- Billions of dollars of customer funds were lost after the price of crypto dipped and FTX collapsed.
- Prosecutors now say that Sam Bankman-Fried committed fraud and conspiracy when he oversaw FTX.
- SBF never intended to defraud anyone and there was no theft, defense attorneys argued on Wednesday.
The collapse of FTX in 2022 wasn't the result of fraud or a deliberate scheme to steal from customers; it was just the nature of a volatile cryptocurrency market, Sam Bankman-Fried's attorney argued on Wednesday.
Bankman-Fried, the 31-year-old founder of crypto exchange FTX and Alameda Research trading firm, sat in for the second day of his trial in a Manhattan court on Wednesday where he faces seven criminal charges. Federal prosecutors accuse Bankman-Fried of defrauding customers and siphoning their funds to make outside investments such as in real estate and political donations.
Bankman-Fried has pled not guilty.
His attorney, Mark Cohen, argued during opening statements on Wednesday that Bankman-Fried never intended to defraud anyone or mislead customers to get them to invest in FTX.
And when it comes to the crypto exchange's collapse — causing more than $8 billion in customer funds to vanish — that was simply an unlucky outcome of investing in an unpredictable market with "many factors that no one can control," Cohen argued.
In the lead-up to FTX's downfall last November, the cryptocurrency exchange's valuation peaked at $32 billion while the price of some of the world's largest tokens such as Bitcoin and Ether were in freefall. For the first time since 2021, the crypto market overall was worth less than $1 trillion by June 2022.

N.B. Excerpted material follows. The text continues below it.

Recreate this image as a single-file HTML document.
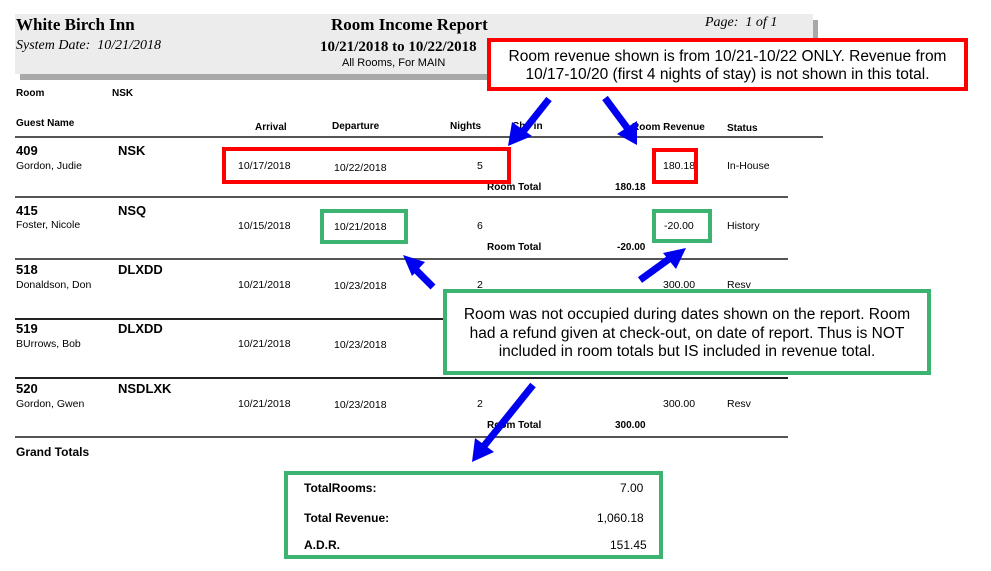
<!DOCTYPE html>
<html><head><meta charset="utf-8"><style>
body{margin:0;width:991px;height:571px;background:#fff;position:relative;overflow:hidden;font-family:"Liberation Sans",Arial,sans-serif;color:#000}
.a{position:absolute;white-space:nowrap}
.s{font-family:"Liberation Serif",serif}
.h{font-size:10px;font-weight:bold}
.t{font-size:10.5px}
.b{font-size:13px;font-weight:bold}
.ln{position:absolute;height:1.5px;background:#555}
.box{position:absolute;box-sizing:border-box}
</style></head><body>
<div class="box" style="left:20px;top:20px;width:798px;height:60px;background:#a8a8a8"></div>
<div class="box" style="left:15px;top:14px;width:798px;height:60px;background:#ececec"></div>
<div class="a s" style="left:16px;top:15px;font-size:17px;font-weight:bold">White Birch Inn</div>
<div class="a s" style="left:16px;top:38px;font-size:14px;font-style:italic">System Date:&nbsp; 10/21/2018</div>
<div class="a s" style="left:331px;top:15px;font-size:17px;font-weight:bold">Room Income Report</div>
<div class="a s" style="left:320px;top:39px;font-size:15px;font-weight:bold">10/21/2018 to 10/22/2018</div>
<div class="a" style="left:342px;top:57px;font-size:11px">All Rooms, For MAIN</div>
<div class="a s" style="left:705px;top:15px;font-size:14px;font-style:italic">Page:&nbsp; 1 of 1</div>

<div class="a h" style="left:16px;top:88px">Room</div>
<div class="a h" style="left:112px;top:88px">NSK</div>
<div class="a h" style="left:16px;top:118px">Guest Name</div>
<div class="a h" style="left:255px;top:122px">Arrival</div>
<div class="a h" style="left:332px;top:121px">Departure</div>
<div class="a h" style="left:450px;top:121px">Nights</div>
<div class="a h" style="left:512px;top:121px">Ch&nbsp;&nbsp;&nbsp;in</div>
<div class="a h" style="left:632px;top:122px">Room Revenue</div>
<div class="a h" style="left:727px;top:123px">Status</div>
<div class="ln" style="left:15px;top:136px;width:808px"></div>

<!-- rows -->
<div class="a b" style="left:16px;top:143px">409</div><div class="a b" style="left:118px;top:143px">NSK</div>
<div class="a t" style="left:16px;top:160px">Gordon, Judie</div>
<div class="a t" style="left:238px;top:160px">10/17/2018</div><div class="a t" style="left:334px;top:162px">10/22/2018</div>
<div class="a t" style="left:477px;top:160px">5</div><div class="a t" style="left:663px;top:160px">180.18</div><div class="a t" style="left:727px;top:160px">In-House</div>
<div class="a h" style="left:487px;top:182px">Room Total</div><div class="a h" style="left:615px;top:182px">180.18</div>
<div class="ln" style="left:15px;top:196px;width:773px"></div>

<div class="a b" style="left:16px;top:203px">415</div><div class="a b" style="left:118px;top:203px">NSQ</div>
<div class="a t" style="left:16px;top:219px">Foster, Nicole</div>
<div class="a t" style="left:238px;top:220px">10/15/2018</div><div class="a t" style="left:334px;top:221px">10/21/2018</div>
<div class="a t" style="left:477px;top:220px">6</div><div class="a t" style="left:664px;top:220px">-20.00</div><div class="a t" style="left:727px;top:220px">History</div>
<div class="a h" style="left:487px;top:242px">Room Total</div><div class="a h" style="left:617px;top:242px">-20.00</div>
<div class="ln" style="left:15px;top:258px;width:773px"></div>

<div class="a b" style="left:16px;top:262px">518</div><div class="a b" style="left:118px;top:262px">DLXDD</div>
<div class="a t" style="left:16px;top:279px">Donaldson, Don</div>
<div class="a t" style="left:238px;top:279px">10/21/2018</div><div class="a t" style="left:334px;top:280px">10/23/2018</div>
<div class="a t" style="left:477px;top:279px">2</div><div class="a t" style="left:663px;top:279px">300.00</div><div class="a t" style="left:727px;top:279px">Resv</div>
<div class="ln" style="left:15px;top:318px;width:773px;background:#222"></div>

<div class="a b" style="left:16px;top:321px">519</div><div class="a b" style="left:118px;top:321px">DLXDD</div>
<div class="a t" style="left:16px;top:338px">BUrrows, Bob</div>
<div class="a t" style="left:238px;top:338px">10/21/2018</div><div class="a t" style="left:334px;top:339px">10/23/2018</div>
<div class="ln" style="left:15px;top:377px;width:773px;background:#222"></div>

<div class="a b" style="left:16px;top:381px">520</div><div class="a b" style="left:118px;top:381px">NSDLXK</div>
<div class="a t" style="left:16px;top:398px">Gordon, Gwen</div>
<div class="a t" style="left:238px;top:398px">10/21/2018</div><div class="a t" style="left:334px;top:399px">10/23/2018</div>
<div class="a t" style="left:477px;top:398px">2</div><div class="a t" style="left:663px;top:398px">300.00</div><div class="a t" style="left:727px;top:398px">Resv</div>
<div class="a h" style="left:487px;top:420px">Room Total</div><div class="a h" style="left:615px;top:420px">300.00</div>
<div class="ln" style="left:15px;top:436px;width:773px"></div>

<div class="a" style="left:16px;top:445px;font-size:12px;font-weight:bold">Grand Totals</div>

<!-- annotation boxes -->
<div class="box" style="left:222px;top:147px;width:289px;height:37px;border:4px solid #f00"></div>
<div class="box" style="left:652px;top:148px;width:46px;height:36px;border:4px solid #f00"></div>
<div class="box" style="left:320px;top:209px;width:88px;height:35px;border:4px solid #3cb371"></div>
<div class="box" style="left:652px;top:209px;width:60px;height:34px;border:4px solid #3cb371"></div>

<div class="box" style="left:487px;top:38px;width:481px;height:53px;border:4px solid #f00;background:#fff;font-size:15.5px;text-align:center;line-height:18px;padding-top:6px">Room revenue shown is from 10/21-10/22 ONLY. Revenue from<br>10/17-10/20 (first 4 nights of stay) is not shown in this total.</div>

<div class="box" style="left:443px;top:289px;width:488px;height:86px;border:4px solid #3cb371;background:#fff;font-size:15.5px;text-align:center;line-height:18.5px;padding-top:13px">Room was not occupied during dates shown on the report. Room<br>had a refund given at check-out, on date of report. Thus is NOT<br>included in room totals but IS included in revenue total.</div>

<div class="box" style="left:284px;top:471px;width:379px;height:88px;border:4px solid #3cb371;background:#fff"></div>
<div class="a" style="left:304px;top:481px;font-size:12px;font-weight:bold">TotalRooms:</div><div class="a" style="left:620px;top:481px;font-size:12px">7.00</div>
<div class="a" style="left:304px;top:511px;font-size:12px;font-weight:bold">Total Revenue:</div><div class="a" style="left:597px;top:511px;font-size:12px">1,060.18</div>
<div class="a" style="left:304px;top:538px;font-size:12px;font-weight:bold">A.D.R.</div><div class="a" style="left:610px;top:538px;font-size:12px">151.45</div>

<svg width="991" height="571" style="position:absolute;left:0;top:0" fill="#0000f0" stroke="#0000f0">
<line x1="549" y1="99" x2="522" y2="133" stroke-width="7"/><polygon points="508,146 512,122 532,136" stroke="none"/>
<line x1="605" y1="98" x2="628" y2="129" stroke-width="7"/><polygon points="637,145 617,134 637,121" stroke="none"/>
<line x1="433" y1="287" x2="413" y2="267" stroke-width="7"/><polygon points="403,255 425,262 412,276" stroke="none"/>
<line x1="640" y1="280" x2="669" y2="259" stroke-width="7"/><polygon points="686,248 676,269 663,253" stroke="none"/>
<line x1="533" y1="385" x2="484" y2="446" stroke-width="7"/><polygon points="472,462 475,438 494,452" stroke="none"/>
</svg>
</body></html>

Today, crypto's total market cap stands at around $1.08 trillion, according to Statista.
That kind of turbulence is precisely what can overwhelm burgeoning companies like FTX, Cohen tried to argue.
In overseeing FTX and Alamadea, "Sam believed they were both good companies dealing with a liquidity crisis and that they could get through it," he said. He later added, "It's not a crime to run a business."
Prosecutors, on the other hand, argued that all of Bankman-Fried's crypto empire was "built on lies" and that the founder used his customer funds to funnel it to other investments without letting them know.
An attorney on FTX's bankruptcy team last year said that Bankman-Fried ran his company like his "personal fiefdom" and that FTX spent almost $300 million on real estate in the Bahamas.
While Cohen tried to play up the issue of the crypto market, several crypto executives and leaders believe that the problem lies in what they might characterize as fraudulent players like Bankman-Fried, not the digital currency itself.
"Sam should get convicted because he's a criminal," Sheila Warren, CEO of the Crypto Council for Innovation lobbying group told The New York Times. "The industry supports that because a lot of people felt burned by him."
Qiao Wang, founder of Alliance, an accelerator for crypto start-ups, told the publication that people like Bankman-Fried have caused others to sour on the crypto world.
"It hurts the industry," he told the newspaper. "I can't wait to see Sam get punished."